Kerry to visit China this week, then SKorea
Washington (AFP) May 11, 2015 - US Secretary of State John Kerry will meet senior officials in China late this week, and then stop in Seoul for talks with South Korean leaders, the State Department announced Monday.

Kerry will make the Asia trip after high-stakes talks in Russia due Tuesday with President Vladimir Putin, where the tensions over Ukraine, the Iran nuclear negotiations and Syria will be addressed.

During May 16-17 talks in Beijing, America's top diplomat "will meet senior leaders of the Chinese government to advance US priorities ahead of the Strategic and Economic Dialogue this summer and the planned visit to the United States of President Xi Jinping this fall," State Department acting spokeswoman Marie Harf told reporters.

Kerry's visit follows accusations by US defense officials that China has dramatically ramped up its land reclamation efforts in the South China Sea this year.

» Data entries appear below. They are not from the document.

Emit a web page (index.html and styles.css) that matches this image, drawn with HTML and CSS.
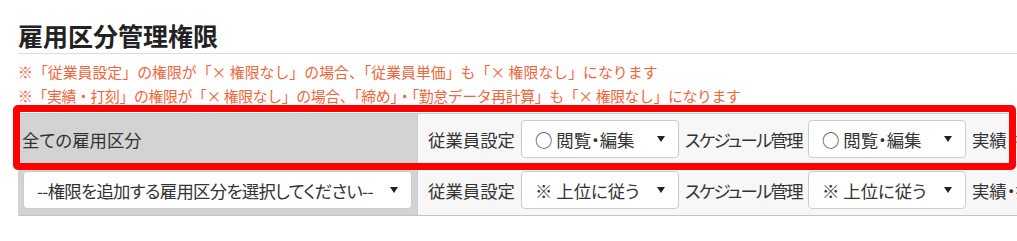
FILE: index.html
```html
<!DOCTYPE html>
<html lang="ja">
<head>
<meta charset="utf-8">
<title>雇用区分管理権限</title>
<link rel="stylesheet" href="styles.css">
</head>
<body>
<div class="page">
  <h2 class="title">雇用区分管理権限</h2>
  <div class="notes">
    <p class="note">※「従業員設定」の権限が「× 権限なし」の場合、「従業員単価」も「× 権限なし」になります</p>
    <p class="note note-tight">※「実績・打刻」の権限が「× 権限なし」の場合、「締め」・「勤怠データ再計算」も「× 権限なし」になります</p>
  </div>
  <div class="perm-table">
    <div class="highlight"></div>
    <div class="perm-row">
      <div class="row-head"><span class="head-label">全ての雇用区分</span></div>
      <div class="row-body">
        <span class="field-label">従業員設定</span>
        <div class="select"><span class="select-text">○ 閲覧・編集</span><span class="caret"></span></div>
        <span class="field-label field-label-tight">スケジュール管理</span>
        <div class="select"><span class="select-text">○ 閲覧・編集</span><span class="caret"></span></div>
        <span class="field-label">実績・打刻</span>
        <div class="select"><span class="select-text">○ 閲覧・編集</span><span class="caret"></span></div>
      </div>
    </div>
    <div class="perm-row">
      <div class="row-head"><div class="select select-wide"><span class="select-text select-text-tight">--権限を追加する雇用区分を選択してください--</span><span class="caret"></span></div></div>
      <div class="row-body">
        <span class="field-label">従業員設定</span>
        <div class="select"><span class="select-text">※ 上位に従う</span><span class="caret"></span></div>
        <span class="field-label field-label-tight">スケジュール管理</span>
        <div class="select"><span class="select-text">※ 上位に従う</span><span class="caret"></span></div>
        <span class="field-label">実績・打刻</span>
        <div class="select"><span class="select-text">※ 上位に従う</span><span class="caret"></span></div>
      </div>
    </div>
  </div>
</div>
</body>
</html>
```

FILE: styles.css
```css
html, body {
  margin: 0;
  padding: 0;
  background: #ffffff;
  overflow: hidden;
}

body {
  font-family: "Noto Sans CJK JP", "Noto Sans", sans-serif;
  color: #333333;
}

.page {
  padding-left: 18px;
  width: 1400px;
}

.title {
  margin: 0;
  padding-top: 19px;
  padding-bottom: 2px;
  line-height: 32px;
  font-size: 25px;
  font-weight: 700;
  color: #222222;
  border-bottom: 1px solid #dddddd;
  width: 999px;
}

.notes {
  margin-top: 6px;
}

.note {
  margin: 0;
  font-size: 14.9px;
  line-height: 24px;
  color: #f2653a;
  white-space: nowrap;
}

.note-tight {
  letter-spacing: -0.4px;
}

.perm-table {
  position: relative;
  margin-top: 5px;
  border-top: 1px solid #cccccc;
  width: 1300px;
  font-feature-settings: "palt";
}

.highlight {
  position: absolute;
  left: -5px;
  top: -9px;
  width: 1003px;
  height: 65px;
  box-sizing: border-box;
  border: 7px solid #ff0000;
  border-radius: 5px;
  z-index: 2;
}

.perm-row {
  display: flex;
  border-bottom: 1px solid #c4c4c4;
}

.row-head {
  flex: 0 0 399px;
  box-sizing: border-box;
  background: #d3d3d3;
  padding: 6px 5px;
  display: flex;
  align-items: center;
}

.head-label {
  font-size: 17.4px;
  margin-left: -1px;
  color: #333333;
}

.row-body {
  flex: 1 1 auto;
  display: flex;
  align-items: center;
  gap: 6px;
  padding: 6px 10px;
  background: #f7f7f7;
  border-left: 1px solid #cccccc;
  white-space: nowrap;
}

.field-label {
  font-size: 17.4px;
  color: #333333;
}

.field-label-tight {
  letter-spacing: -1.7px;
}

.select {
  position: relative;
  box-sizing: border-box;
  width: 158px;
  height: 38px;
  flex: 0 0 auto;
  background: #ffffff;
  border: 1px solid #cccccc;
  border-radius: 4px;
  display: flex;
  align-items: center;
  padding-left: 13px;
  font-size: 17.4px;
  color: #333333;
}

.select-wide {
  width: 389px;
}

.select-text {
  white-space: nowrap;
}

.select-text-tight {
  letter-spacing: -0.7px;
}

.caret {
  position: absolute;
  right: 13px;
  top: 50%;
  margin-top: -3px;
  width: 0;
  height: 0;
  border-left: 4.5px solid transparent;
  border-right: 4.5px solid transparent;
  border-top: 6px solid #222222;
}
```
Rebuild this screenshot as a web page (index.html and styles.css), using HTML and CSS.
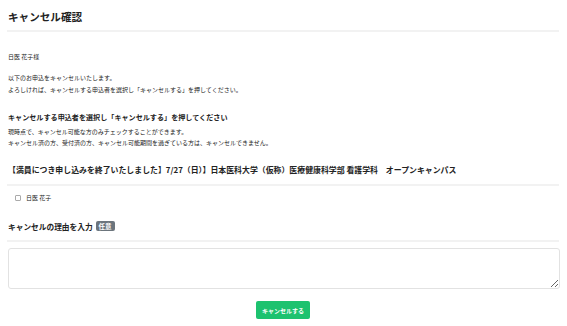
FILE: index.html
```html
<!DOCTYPE html>
<html lang="ja">
<head>
    <meta charset="UTF-8">
    <meta name="viewport" content="width=device-width, initial-scale=1.0">
    <title>キャンセル確認</title>
    <link rel="stylesheet" href="styles.css">
</head>
<body>
    <div class="page">
        <h1 class="page-title">キャンセル確認</h1>
        <hr class="rule">

        <p class="name">日医 花子様</p>
        <p class="lead">
            以下のお申込をキャンセルいたします。<br>
            よろしければ、キャンセルする申込者を選択し「キャンセルする」を押してください。
        </p>

        <h2 class="section-title">キャンセルする申込者を選択し「キャンセルする」を押してください</h2>
        <p class="note">
            現時点で、キャンセル可能な方のみチェックすることができます。<br>
            キャンセル済の方、受付済の方、キャンセル可能期間を過ぎている方は、キャンセルできません。
        </p>

        <h3 class="event-title">【満員につき申し込みを終了いたしました】7/27（日）】日本医科大学（仮称）医療健康科学部 看護学科　オープンキャンパス</h3>
        <hr class="rule">

        <label class="applicant">
            <input type="checkbox" class="check">
            <span>日医 花子</span>
        </label>

        <h3 class="reason-title">キャンセルの理由を入力<span class="badge">任意</span></h3>
        <hr class="rule rule-tight">

        <textarea class="reason"></textarea>

        <div class="actions">
            <button class="submit-btn">キャンセルする</button>
        </div>
    </div>
</body>
</html>
```

FILE: styles.css
```css
body {
    margin: 0;
    font-family: "Noto Sans CJK JP", "Noto Sans", sans-serif;
    color: #222;
    background: #fff;
}

.page {
    padding: 0 8px 0 7px;
}

.page-title {
    margin: 10px 0 0 1px;
    font-size: 10.6px;
    line-height: 14px;
    font-weight: bold;
    color: #222;
}

.rule {
    margin: 6px 0 0;
    border: none;
    border-top: 2px solid #f2f2f2;
}

.name {
    margin: 21px 0 0 1px;
    font-size: 6px;
    line-height: 8px;
}

.lead {
    margin: 11px 0 0 1px;
    font-size: 6px;
    line-height: 12px;
}

.section-title {
    margin: 16px 0 0 1px;
    font-size: 7.1px;
    line-height: 10px;
    font-weight: bold;
    color: #222;
}

.note {
    margin: 3.5px 0 0 1px;
    font-size: 6px;
    line-height: 11px;
}

.event-title {
    margin: 17.5px 0 0 1px;
    font-size: 7.9px;
    line-height: 10px;
    font-weight: bold;
    color: #222;
}

.event-title + .rule {
    margin-top: 9px;
}

.applicant {
    display: flex;
    align-items: center;
    gap: 5px;
    margin: 8px 0 0 8px;
    font-size: 6px;
    line-height: 8px;
}

.check {
    appearance: none;
    width: 6px;
    height: 6px;
    margin: 0;
    border: 1px solid #aaa;
    border-radius: 1px;
    background: #fff;
}

.reason-title {
    margin: 19px 0 0 1px;
    font-size: 7.7px;
    line-height: 10px;
    font-weight: bold;
    color: #222;
}

.badge {
    display: inline-block;
    margin-left: 3px;
    padding: 0 3px;
    font-size: 6.5px;
    line-height: 10px;
    font-weight: bold;
    color: #fff;
    background: #6c757d;
    border-radius: 2px;
    vertical-align: 1px;
}

.rule-tight {
    margin-top: 8px;
}

.reason {
    display: block;
    box-sizing: border-box;
    width: 552px;
    height: 41px;
    margin: 6px 0 0 1px;
    border: 1px solid #e2e2e2;
    border-radius: 3px;
    resize: vertical;
}

.actions {
    display: flex;
    justify-content: center;
    margin-top: 12px;
}

.submit-btn {
    height: 18px;
    padding: 0 6px;
    font-family: inherit;
    font-size: 6px;
    font-weight: bold;
    color: #fff;
    background: #1dc26f;
    border: none;
    border-radius: 2px;
    cursor: pointer;
}
```
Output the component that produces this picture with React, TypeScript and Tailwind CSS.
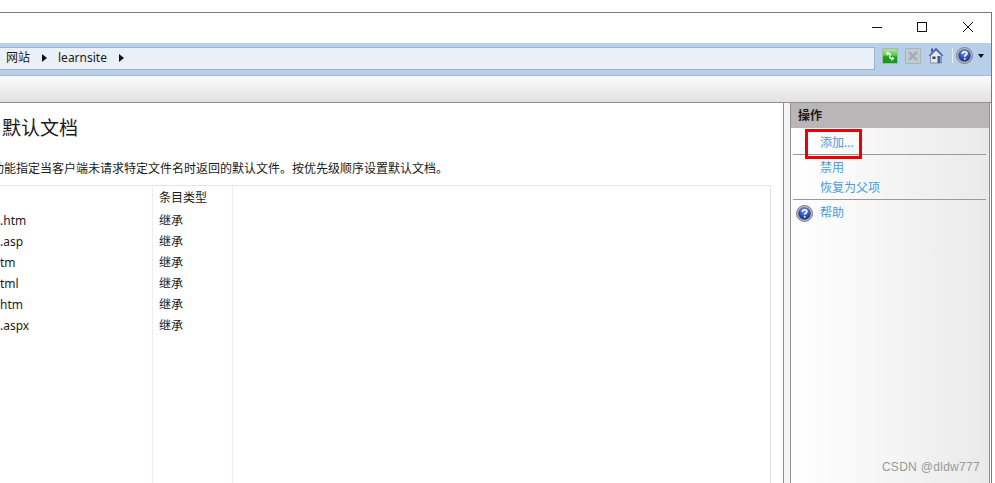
const rows = ['.htm', '.asp', 'tm', 'tml', 'htm', '.aspx'];

function HelpIcon({ id }: { id: string }) {
  return (
    <svg width="17" height="17" viewBox="0 0 17 17" className="shrink-0">
      <defs>
        <radialGradient id={id} cx="50%" cy="30%" r="75%">
          <stop offset="0%" stopColor="#7d9be8" />
          <stop offset="60%" stopColor="#2a4cb4" />
          <stop offset="100%" stopColor="#16308c" />
        </radialGradient>
      </defs>
      <circle cx="8.5" cy="8.5" r="8" fill="#b5b8bd" stroke="#7c8087" strokeWidth="1" />
      <circle cx="8.5" cy="8.5" r="6.2" fill={`url(#${id})`} />
      <path d="M6.2 6.8c0-1.3 1.1-2 2.4-2 1.3 0 2.3.7 2.3 1.8 0 1.6-2.2 1.6-2.2 3.2" fill="none" stroke="#fff" strokeWidth="1.6" />
      <rect x="7.9" y="11" width="1.6" height="1.6" fill="#fff" />
    </svg>
  );
}

function Caret() {
  return (
    <svg width="5" height="8" viewBox="0 0 5 8" className="shrink-0">
      <path d="M0 0l5 4-5 4z" fill="#111" />
    </svg>
  );
}

export default function App() {
  return (
    <div className="w-[995px] h-[483px] overflow-hidden bg-white text-[12px] text-[#1a1a1a]" style={{ fontFamily: '"Noto Sans", "Noto Sans CJK SC", sans-serif' }}>
      <div className="h-[12px]" />
      <div className="w-[992px] h-[471px] flex flex-col border-t border-r border-[#7a7a7a]">
        {/* Title bar */}
        <div className="h-[30px] flex justify-end items-center shrink-0 pb-[3px]">
          <svg width="104" height="14" viewBox="0 0 104 14" className="mr-[17px]">
            <path d="M2 7.5h10" stroke="#111" strokeWidth="1" />
            <rect x="47.5" y="2.5" width="9" height="9" fill="none" stroke="#111" strokeWidth="1" />
            <path d="M93 2l10 10M103 2l-10 10" stroke="#111" strokeWidth="1" />
          </svg>
        </div>

        {/* Address bar */}
        <div className="h-[33px] shrink-0 bg-[#b7cfe9] border-b border-[#a3b9d2] flex items-center">
          <div className="w-[875px] h-[23px] mb-[2px] bg-[#e9f0f8] border border-[#9db2cb] border-l-0 flex items-center pl-[6px] gap-[12px]">
            <span>网站</span>
            <Caret />
            <span className="-ml-[1px]">learnsite</span>
            <Caret />
          </div>
          <div className="flex items-center ml-[7px] mb-[7px]">
            <svg width="16" height="16" viewBox="0 0 16 16">
              <defs>
                <linearGradient id="green-btn" x1="0" y1="0" x2="0" y2="1">
                  <stop offset="0%" stopColor="#b5e6a8" />
                  <stop offset="45%" stopColor="#5cc94f" />
                  <stop offset="55%" stopColor="#12a812" />
                  <stop offset="100%" stopColor="#0c9a20" />
                </linearGradient>
              </defs>
              <rect x="0.5" y="0.5" width="15" height="15" fill="url(#green-btn)" stroke="#a9b8a4" />
              <path d="M7 2.5L3.5 5.5 6 7.5V6.2c1 0 1.5.5 1.5 1.5H9C9 5.8 8 4.6 6 4.6z" fill="#fff" />
              <path d="M9 13.5l3.5-3-2.5-2v1.3c-1 0-1.5-.5-1.5-1.5H7c0 1.9 1 3.1 3 3.1z" fill="#fff" />
            </svg>
            <svg width="16" height="16" viewBox="0 0 16 16" className="ml-[7px]">
              <rect x="0.5" y="0.5" width="15" height="15" rx="1" fill="#c3cad2" stroke="#a8b2bd" />
              <path d="M4 4l8 8M12 4l-8 8" stroke="#a3acb6" strokeWidth="2.4" />
            </svg>
            <svg width="16" height="17" viewBox="0 0 16 17" className="ml-[7px]">
              <path d="M8 1L1 8.5h1.5V16h11V8.5H15z" fill="#e8e6e2" stroke="#6d7f9c" strokeWidth="0.8" />
              <path d="M8 1L1 8.5l1.5.4L8 3.6l5.5 5.3 1.5-.4z" fill="#4a63c0" />
              <path d="M3 1.5h2v2l-2 2z" fill="#3a55b8" />
              <rect x="4.5" y="9.5" width="3" height="2.5" fill="#33445f" />
              <rect x="9.5" y="9" width="3" height="7" fill="#2f5da8" />
            </svg>
            <div className="w-[1px] h-[15px] bg-[#e8eff7] ml-[8px]" />
            <div className="ml-[3px]"><HelpIcon id="help-top" /></div>
            <svg width="6" height="4" viewBox="0 0 6 4" className="ml-[5px]">
              <path d="M0 0h6L3 4z" fill="#111" />
            </svg>
          </div>
        </div>

        {/* Toolbar strip */}
        <div className="h-[27px] shrink-0 bg-gradient-to-b from-[#fbfbfb] to-[#e3e1e1] border-b border-[#8f8f8f]" />

        <div className="flex-1 flex min-h-0">
          {/* Main panel */}
          <div className="w-[784px] shrink-0 border-r border-[#8f8f8f] overflow-hidden pr-[12px]">
            <h1 className="text-[19px] leading-[27px] mt-[12px] ml-[2px] font-normal">默认文档</h1>
            <p className="mt-[19px] -ml-[8px] leading-[16px] whitespace-nowrap">功能指定当客户端未请求特定文件名时返回的默认文件。按优先级顺序设置默认文档。</p>
            <div className="mt-[8px] h-[300px] border-t border-r border-[#e3e3e3] flex">
              <div className="w-[153px] shrink-0 border-r border-[#e6eef8] pt-[24px]">
                {rows.map((r) => (
                  <div key={r} className="h-[21px] leading-[21px]">{r}</div>
                ))}
              </div>
              <div className="w-[80px] shrink-0 border-r border-[#e6eef8] pl-[6px]">
                <div className="h-[24px] leading-[23px]">条目类型</div>
                {rows.map((r) => (
                  <div key={r} className="h-[21px] leading-[21px]">继承</div>
                ))}
              </div>
            </div>
          </div>

          <div className="w-[6px] shrink-0 bg-[#f4f4f4]" />

          {/* Actions panel */}
          <div className="relative flex-1 min-w-0 border-l border-r border-[#8f8f8f] bg-gradient-to-r from-white to-[#eaeaea] flex flex-col mr-[1px]">
            <div className="h-[25px] bg-[#b9b6b8] flex items-center pl-[7px] font-bold">操作</div>
            <div className="pl-[29px] pt-[5px] text-[#4a9bdc] leading-[20px]">添加...</div>
            <div className="h-[1px] bg-[#9a9a9a] ml-[2px] mr-[3px] mt-[1px]" />
            <div className="pl-[29px] mt-[3px] text-[#4a9bdc] leading-[20px]">禁用</div>
            <div className="pl-[29px] text-[#4a9bdc] leading-[20px]">恢复为父项</div>
            <div className="h-[1px] bg-[#9a9a9a] ml-[2px] mr-[3px] mt-[1px]" />
            <div className="flex items-center pl-[5px] gap-[7px] mt-[3px] text-[#4a9bdc] leading-[20px]">
              <HelpIcon id="help-side" />
              <span>帮助</span>
            </div>
            <div className="mt-auto mb-[7px] mr-[9px] text-right text-[12px] text-[#9a9a9a] tracking-[0.3px]" style={{ fontFamily: '"Liberation Sans", sans-serif' }}>CSDN @dldw777</div>
            {/* Red annotation box */}
            <div className="absolute left-[14px] top-[26px] w-[57px] h-[30px] border-[3px] border-[#f00000]" />
          </div>
        </div>
      </div>
    </div>
  );
}
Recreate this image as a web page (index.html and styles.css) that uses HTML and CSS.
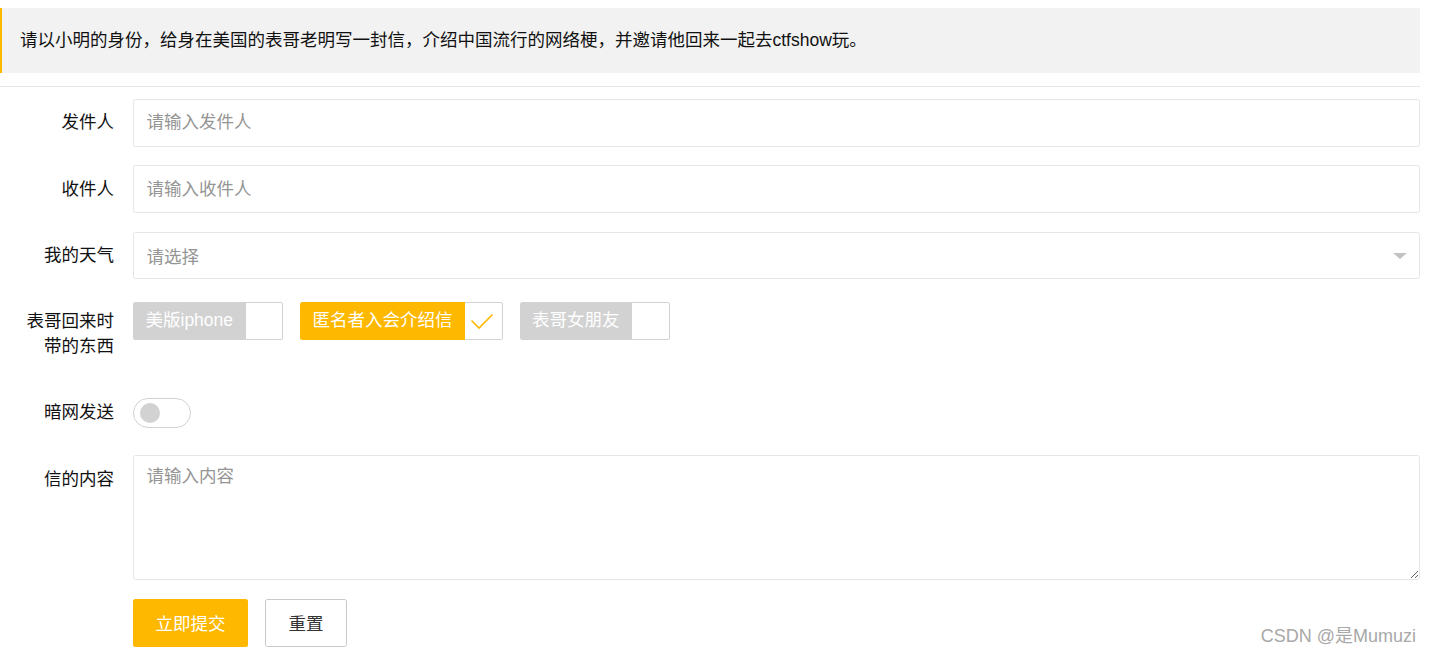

The unprecedented rapid construction of artificial islands in the strategic waters comes to 2,000 acres (800 hectares), with Beijing expanding acreage "on the outposts it occupies by some 400 times," a US defense official said.

That revelation came as the Pentagon released its annual report to Congress on the state of China's military, which repeated accusations that Beijing was staging cyber attacks to scoop up information on American defense programs.

In Seoul, Kerry will sit down with South Korean President Park Geun-hye and Foreign Minister Yun Byung-se to discuss global, regional and bilateral issues as well as Park's upcoming visit to the United States, Harf said.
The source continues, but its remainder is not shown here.